С отцом он чаще говорил о политике, а со мной любил говорить о литературе, истории, культуре. Как-то мы с ним заговорили о Боге и оба почти одновременно, не сговариваясь, вспомнили слова Бердяева: «Веришь – есть Бог, не веришь – нет Бога». Вздохнув, Николай Петрович тихо прошептал: «Господи, верую! Помоги моему неверию!» Всю жизнь он искал Истину в самом высоком понимании этого слова.
Часто мы говорили с Николаем Петровичем о наболевшем и волнующем нас обоих – о культуре и образовании. А так как я вполне осознавала, что веду «беседы с Сократом», то по горячим следам, иногда тезисно, записывала поразившие меня высказывания:
«Фундаментальная культура – это корни, которые питают новые побеги, а ее планомерно разрушают. Наша культура сегодня все время уступает масс-культуре. Как начался процесс одичания населения в начале 90-х, так он и продолжается. Запущена целенаправленная программа дебилизации страны: агрессивно – по телевидению, скрыто – в образовании. ЕГЭ закрепляет этот процесс.
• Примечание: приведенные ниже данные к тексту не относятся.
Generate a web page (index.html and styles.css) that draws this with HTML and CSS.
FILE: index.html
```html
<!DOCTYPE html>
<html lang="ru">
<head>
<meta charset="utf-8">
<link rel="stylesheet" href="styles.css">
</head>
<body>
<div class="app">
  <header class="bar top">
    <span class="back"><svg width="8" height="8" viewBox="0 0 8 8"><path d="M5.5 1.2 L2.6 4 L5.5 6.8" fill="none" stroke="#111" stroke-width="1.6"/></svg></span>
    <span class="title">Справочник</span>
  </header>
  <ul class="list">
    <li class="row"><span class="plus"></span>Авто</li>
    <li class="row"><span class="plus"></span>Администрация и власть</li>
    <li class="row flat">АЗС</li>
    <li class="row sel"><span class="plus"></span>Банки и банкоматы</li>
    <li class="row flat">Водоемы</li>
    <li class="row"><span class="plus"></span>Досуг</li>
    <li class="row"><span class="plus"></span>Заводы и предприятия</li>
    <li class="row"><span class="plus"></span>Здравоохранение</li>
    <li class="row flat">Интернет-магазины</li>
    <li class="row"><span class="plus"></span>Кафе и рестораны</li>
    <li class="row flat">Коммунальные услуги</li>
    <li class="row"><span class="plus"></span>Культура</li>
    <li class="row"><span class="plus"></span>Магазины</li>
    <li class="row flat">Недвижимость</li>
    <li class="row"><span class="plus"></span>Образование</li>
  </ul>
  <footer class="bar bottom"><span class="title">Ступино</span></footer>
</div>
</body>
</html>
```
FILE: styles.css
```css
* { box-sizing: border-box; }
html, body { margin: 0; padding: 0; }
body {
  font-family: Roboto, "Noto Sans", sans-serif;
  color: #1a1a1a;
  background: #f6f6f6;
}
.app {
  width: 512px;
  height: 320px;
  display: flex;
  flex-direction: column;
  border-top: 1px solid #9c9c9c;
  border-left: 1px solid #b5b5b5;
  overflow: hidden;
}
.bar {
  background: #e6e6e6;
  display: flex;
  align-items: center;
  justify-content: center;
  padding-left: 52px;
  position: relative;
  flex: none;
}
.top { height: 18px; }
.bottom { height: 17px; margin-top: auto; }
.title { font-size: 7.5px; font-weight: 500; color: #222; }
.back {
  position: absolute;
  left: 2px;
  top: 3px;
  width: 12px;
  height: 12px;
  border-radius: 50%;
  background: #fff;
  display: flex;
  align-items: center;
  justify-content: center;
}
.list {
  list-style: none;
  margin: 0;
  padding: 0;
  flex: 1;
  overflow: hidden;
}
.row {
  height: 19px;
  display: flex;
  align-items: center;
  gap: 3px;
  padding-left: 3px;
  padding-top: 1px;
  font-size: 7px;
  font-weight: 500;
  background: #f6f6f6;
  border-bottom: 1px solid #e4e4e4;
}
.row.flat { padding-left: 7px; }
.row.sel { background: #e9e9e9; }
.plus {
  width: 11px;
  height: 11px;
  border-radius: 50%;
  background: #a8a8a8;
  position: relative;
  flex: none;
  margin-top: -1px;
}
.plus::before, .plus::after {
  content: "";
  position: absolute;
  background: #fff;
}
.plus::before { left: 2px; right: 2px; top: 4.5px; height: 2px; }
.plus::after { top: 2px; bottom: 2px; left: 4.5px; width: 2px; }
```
Вместо того чтобы научить МЫСЛИТЬ молодых людей (а именно в этом и должна быть главнейшая функция школы), научить проводить аналитические сравнения и делать выводы, их натаскивают на то, как поставить правильно галочку. Делается все, чтобы оболванить молодежь. Нужно изучать закономерности, а не отдельные фактики. Нужно воспитывать думающего читателя, а не потребителя информации.
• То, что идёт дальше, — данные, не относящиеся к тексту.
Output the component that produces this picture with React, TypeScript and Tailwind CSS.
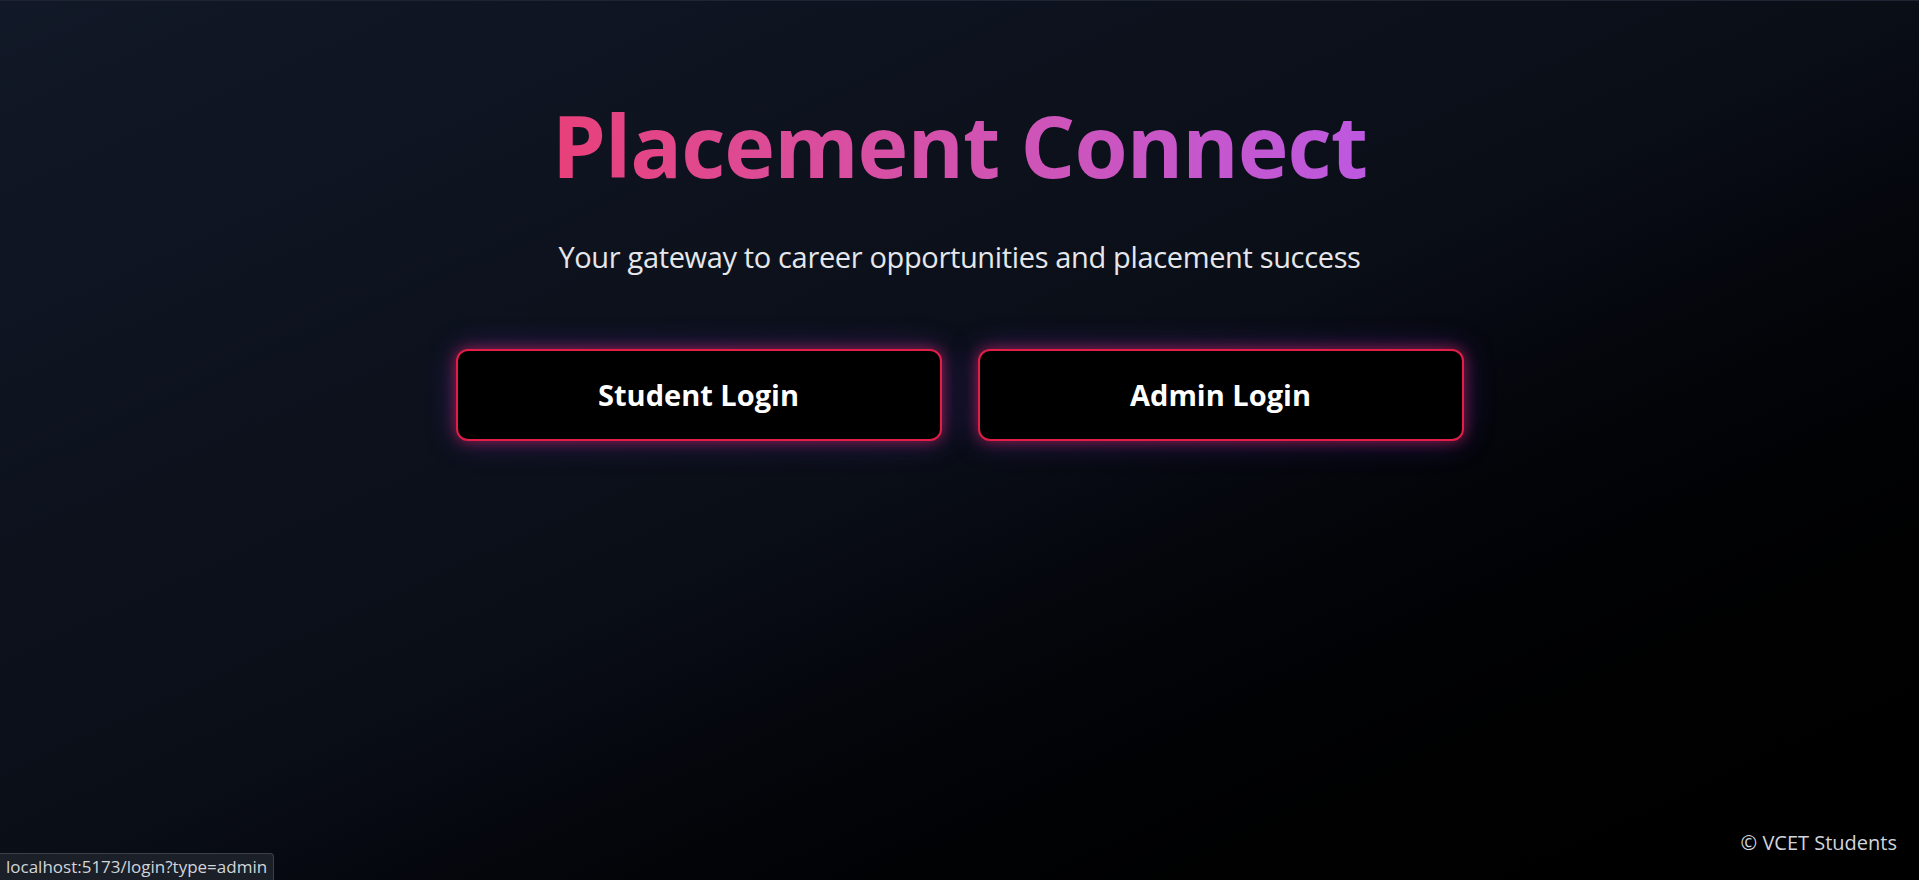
const App = () => {
    return (
        <div className="relative h-screen w-full overflow-hidden bg-gradient-to-br from-[#111827] via-[#0a0e17] to-black font-['Open_Sans','Noto_Sans',sans-serif] text-white">
            <div className="h-px w-full bg-[#1f2433]" />

            <main className="flex flex-col items-center pt-[94px]">
                <h1 className="bg-gradient-to-r from-[#e8407a] to-[#bd58e0] bg-clip-text pb-2 text-[86px] leading-[100px] font-bold tracking-[-1px] text-transparent">
                    Placement Connect
                </h1>
                <p className="mt-[36px] text-[29px] leading-[36px] text-gray-200 tracking-[-0.35px]">
                    Your gateway to career opportunities and placement success
                </p>

                {/* Login buttons */}
                <div className="mt-[74px] flex gap-[36px]">
                    <button className="flex h-[92px] w-[486px] items-center justify-center rounded-xl border-2 border-[#e11d48] bg-black text-[29px] font-bold shadow-[0_0_14px_rgba(225,29,72,0.6),0_0_30px_rgba(124,58,237,0.35)]">
                        Student Login
                    </button>
                    <button className="flex h-[92px] w-[486px] items-center justify-center rounded-xl border-2 border-[#e11d48] bg-black text-[29px] font-bold shadow-[0_0_14px_rgba(225,29,72,0.6),0_0_30px_rgba(124,58,237,0.35)]">
                        Admin Login
                    </button>
                </div>
            </main>

            <footer className="absolute bottom-[22px] right-[22px] text-[20px] text-gray-300">
                © VCET Students
            </footer>

            {/* browser status bubble */}
            <div className="absolute bottom-0 left-0 rounded-tr border-t border-r border-[#3a3f4a] bg-[#1b1f27] px-[6px] text-[17px] leading-[26px] text-gray-300">
                localhost:5173/login?type=admin
            </div>
        </div>
    );
};

export default App;
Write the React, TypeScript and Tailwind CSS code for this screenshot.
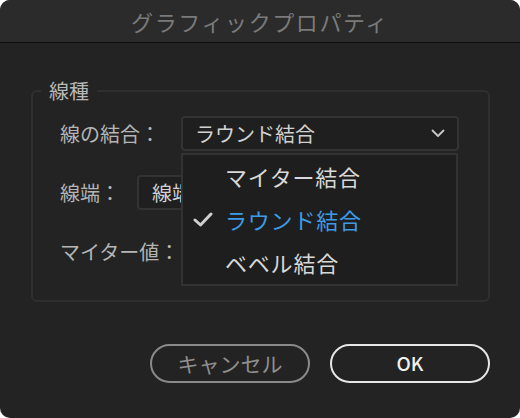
const font = { fontFamily: '"Noto Sans CJK JP", "Noto Sans", sans-serif' };

const Chevron = () => (
  <svg width="14" height="9" viewBox="0 0 14 9" fill="none">
    <path d="M1.5 1.5 L7 7 L12.5 1.5" stroke="#c8c8c8" strokeWidth="1.8" strokeLinecap="round" strokeLinejoin="round" />
  </svg>
);

const Check = () => (
  <svg width="20" height="15" viewBox="0 0 20 15" fill="none">
    <path d="M2 8 L7.5 13 L18 2" stroke="#cfcfcf" strokeWidth="3" strokeLinecap="round" strokeLinejoin="round" />
  </svg>
);

const items = [
  { label: "マイター結合", selected: false },
  { label: "ラウンド結合", selected: true },
  { label: "ベベル結合", selected: false },
];

export default function App() {
  return (
    <div className="h-[418px] w-[520px] bg-white" style={font}>
      <div className="flex h-full flex-col overflow-hidden rounded-[10px] bg-[#232323]">
        <div className="flex h-[43px] shrink-0 items-center justify-center border-b border-[#0c0c0c] bg-[#2b2b2c]">
          <span className="pt-[1px] text-[22px] tracking-[1.6px] text-[#7a7a7a]">グラフィックプロパティ</span>
        </div>

        <div className="flex flex-1 flex-col pl-[31px] pr-[30px] pt-[35px]">
          <fieldset className="rounded-[6px] border-2 border-[#2f2f2f] pb-[31px] pt-[13px]">
            <legend className="ml-[8px] px-[8px] text-[20px] leading-[25px] text-[#b8b8b8]">線種</legend>

            <div className="flex flex-col gap-[24px] px-[27px]">
              <div className="flex h-[35px] items-center">
                <span className="w-[121px] text-[20px] text-[#b5b5b5]">線の結合：</span>
                <div className="relative w-[278px]">
                  <div className="flex h-[35px] items-center justify-between rounded-[4px] border-2 border-[#333] bg-[#1f1f1f] pl-[12px] pr-[12px]">
                    <span className="text-[20px] text-[#d2d2d2]">ラウンド結合</span>
                    <Chevron />
                  </div>
                  <div className="absolute left-0 top-full z-10 mt-[2px] flex w-[277px] flex-col border-2 border-[#323232] bg-[#1e1e1e]">
                    {items.map((it) => (
                      <div key={it.label} className="flex h-[43px] items-center">
                        <span className="flex w-[42px] justify-end pr-[12px]">{it.selected && <Check />}</span>
                        <span className={`text-[22px] tracking-[0.8px] ${it.selected ? "text-[#3d9be6]" : "text-[#d8d8d8]"}`}>{it.label}</span>
                      </div>
                    ))}
                  </div>
                </div>
              </div>

              <div className="flex h-[35px] items-center">
                <span className="w-[77px] text-[20px] text-[#b5b5b5]">線端：</span>
                <div className="flex h-[35px] w-[200px] items-center rounded-[4px] border-2 border-[#333] bg-[#1f1f1f] pl-[13px]">
                  <span className="text-[20px] text-[#d2d2d2]">線端</span>
                </div>
              </div>

              <div className="flex h-[35px] items-center">
                <span className="text-[20px] text-[#b5b5b5]">マイター値：</span>
              </div>
            </div>
          </fieldset>

          <div className="mt-[42px] flex justify-end gap-[20px]">
            <button className="flex h-[39px] w-[160px] items-center justify-center rounded-full border-2 border-[#8a8a8a] text-[21px] text-[#8f8f8f]">
              キャンセル
            </button>
            <button className="flex h-[39px] w-[160px] items-center justify-center rounded-full border-2 border-[#e6e6e6] text-[19px] font-medium text-[#f0f0f0]">
              OK
            </button>
          </div>
        </div>
      </div>
    </div>
  );
}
Увы, сейчас нет понимания важности культуры в рамках государственной политики. Культура – это то, что делает из людей народ. А власти не хотят или не могут понять простую вещь: без культуры нет государства! При утере общего культурного кода происходит сокращение интеллектуального потенциала всей страны.
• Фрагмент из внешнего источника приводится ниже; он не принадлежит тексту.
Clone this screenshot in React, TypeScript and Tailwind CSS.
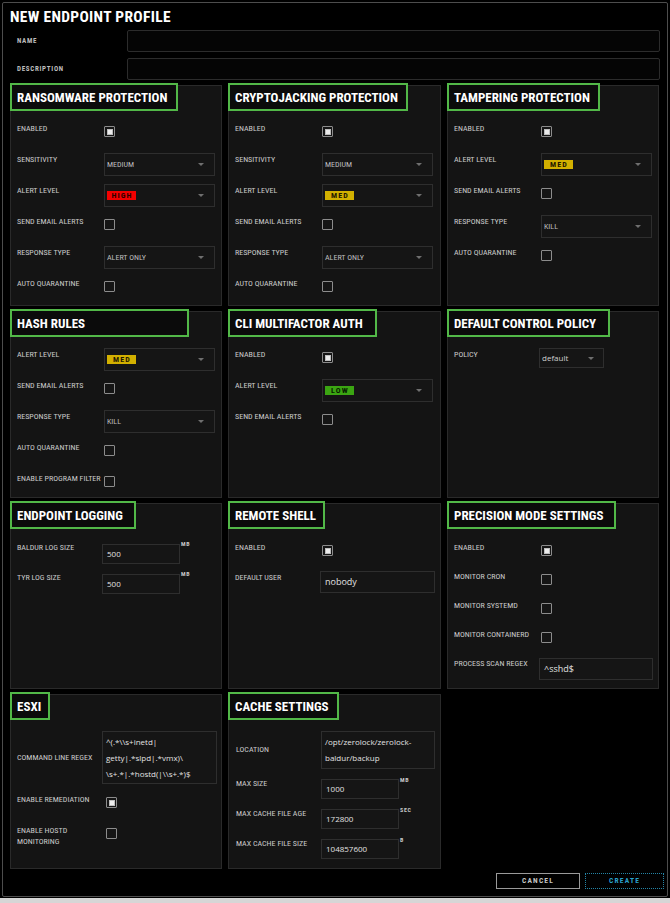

В основе русской культуры лежит великая русская литература. И мы сохраняем свой русский менталитет именно благодаря русской литературе. Россия – словоцентрическая страна, всегда такой была. А нам последнее время все время навязывают цифру вместо слова. И хотя я, экономист, уважаю цифры, но живу и питаюсь СЛОВОМ». И он процитировал Гумилёва:
Но забыли мы, что осиянно
Только Слово средь земных тревог
И в Евангелье от Иоанна
Сказано, что Слово – это Бог.
Раньше была цензура идеологическая, а теперь цензура денег – что хуже? Раньше говорили, что мы страна победившего социализма, а теперь – страна победившего шопинга. Ну и культура соответствующая – рыночная.
Особое внимание надо уделять истории – если нет великого прошлого, то нет и великого будущего. Если мы не разобрались с нашим прошлым, то мы обречены на темное будущее. Отрекаться от истории глупо, надо просто делать выводы и идти дальше».
Как у философа и верующего человека, а тем более пережившего утрату близкого, в нем наблюдалась завороженность смертью. Особенно в последнее время он часто говорил об этом:
«Жизненное бытие стоит перед неизбежностью смерти, и именно поэтому жизнь должна быть наполнена. В детях и в творчестве есть преодоление смерти. Надо жить так, чтобы оправдать свое существование перед лицом смерти. Все про жизнь и все про смерть – две основные темы искусства и литературы».